Cinque canzoni shoegaze che ti metteranno a nudo

Foto di Ilaria Sponda

Capita spesso di sentirsi dire che i testi delle canzoni sono in secondo piano rispetto al sonoro e che la voce non è altro che un mero strumento musicale a supporto di altri. Questo è vero, non ci sono dubbi, soprattutto nell’ambito shoegaze, dove può risultare difficile distinguere i versi. Però, da convinta sostenitrice dell’importanza delle parole, mi chiedo perché molti trascurino la potenza evocativa di certi testi. Strofe e ritornelli formulano storie che spesso diventano sogni di rivoluzione o d’amore. Sono come il ghiaccio in un bicchiere d’amaro: danno un tocco in più, aggiungono sapore e volume. D’altronde non esiste persona al mondo che, mentre canta intensamente una canzone che ama, non abbia pensato: “Assurdo, pare che l’abbia scritta io, se solo avessi trovato le parole giuste!”. Già, perché gli introversi non sono mai soddisfatti delle parole che pensano, perciò parlano poco, molto poco. Dunque meno male che ci sono le canzoni giuste al momento giusto, quelle che ci svegliano dal torpore e che ci sussurrano belle verità.

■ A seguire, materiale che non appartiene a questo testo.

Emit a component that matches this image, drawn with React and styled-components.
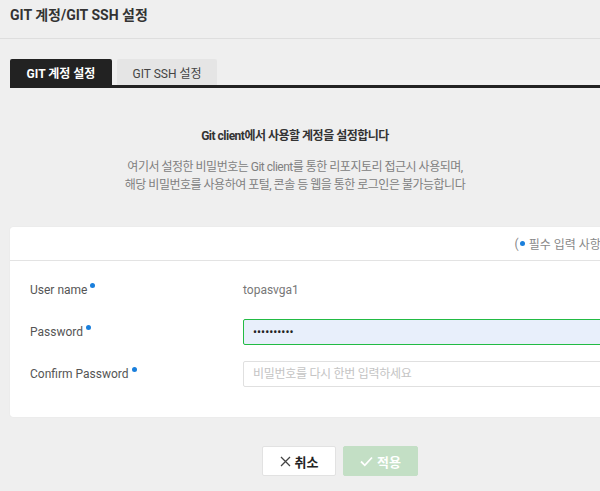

I fantasmi non esistono alla luce

Interpol, NYC“It’s up to me now, turn on the bright lights”. Il caos, le luci, il traffico, la frizzante frenesia di una città vissuta a pieno, le mille sfaccettature umane. Si parla di una New York che sebbene ammirata in quanto stimolante, non riesce mai a dare abbastanza. La gente di Milano un po’ lo sa, la felicità dipende tutta dalla propria capacità di reinventarsi. È l’uomo a fare una città, non il contrario. Lo scriveva Italo Calvino nelle sue Città invisibili: le città, simbolo della complessità e del disordine della realtà sono un po’ un inferno, ma bisogna essere capaci di “cercare e saper riconoscere chi e cosa, in mezzo all’inferno, non è inferno, e farlo durare, e dargli spazio”. 

The KVB, On my skin“You know those dreams you had / Where good was turned to bad / Well they’re dead and buried now”. Dormire dentro la sua mano e sognare che tutto quel buono si trasforma nell’opposto. L’inconscio parla, a volte urla, e ci si sveglia nel buio della notte cercando conforto da un’oscurità che sussurra di mantenere la calma, perché si tratta solo di un brutto scherzo. Invece no, l’oscurità inganna e quei sogni ricorrenti si rivelano reali. E a distanza di tempo da quelle notti insonni, gli incubi sono stati seppelliti e le notti sono tornate tranquille. 

Stella Diana, Iris“I would like more colors, more than I need”. Si è costantemente alla ricerca di qualcosa in più dagli altri e da noi stessi. Così è e così deve essere, soprattutto in primavera, quando una sottile ansia e una lieve nostalgia di non si sa che cosa pervadono i nostri corpi e affiorano con docile tepore. Ci si risveglia, piano piano, si riaccende la scintilla e la fame di novità. 

The Radio Dept, Strange things will happen“You can’t reach me cause I’m way beyond you today”. Arriva un giorno in cui ci si sente così distanti dai fantasmi del passato che non riescono più a toccarci. Si è uno, due, tre gradini più su, non più giù: si sale verso la luna, si sale dall’abisso di cellophane che ci ha stretto a lungo. La luna è sempre più luminosa e sempre più vicina. I fantasmi non esistono alla luce. 

The Backlash, Black ice eyes“You’ll find the sense, even if there’s no sense”. I fallimenti e le conquiste, gli arrivederci e gli addii, bocche che sono deserti e altre che sono piene di fiori. La vita è piena di strade da percorrere, giuste o sbagliate, in salita o in discesa, da soli o in compagnia. Adattarsi agli stravolgimenti degli equilibri raggiunti è una lenta battaglia che si può vincere con la giusta tattica: trovare un senso a ogni rottura. D’altra parte anche il non-sense dadaista un senso ce l’ha. 

La primavera è arrivata

Dicono che una rondine non fa primavera, ma queste cinque canzoni sì. Lo shoegaze parla, se lo si sa ascoltare. Cosa dice attraverso questa playlist? Che ogni shoegazer che si rispetti ha una forza vitale insita nella sua persona che aspetta solo di fiorire. Questi brani parlano tutti della stessa cosa: del volersi aprire al caso, accettare ogni sfida e porsi degli obbiettivi. Un altro cerchio si è chiuso, la primavera è arrivata ed è tempo di fare di più.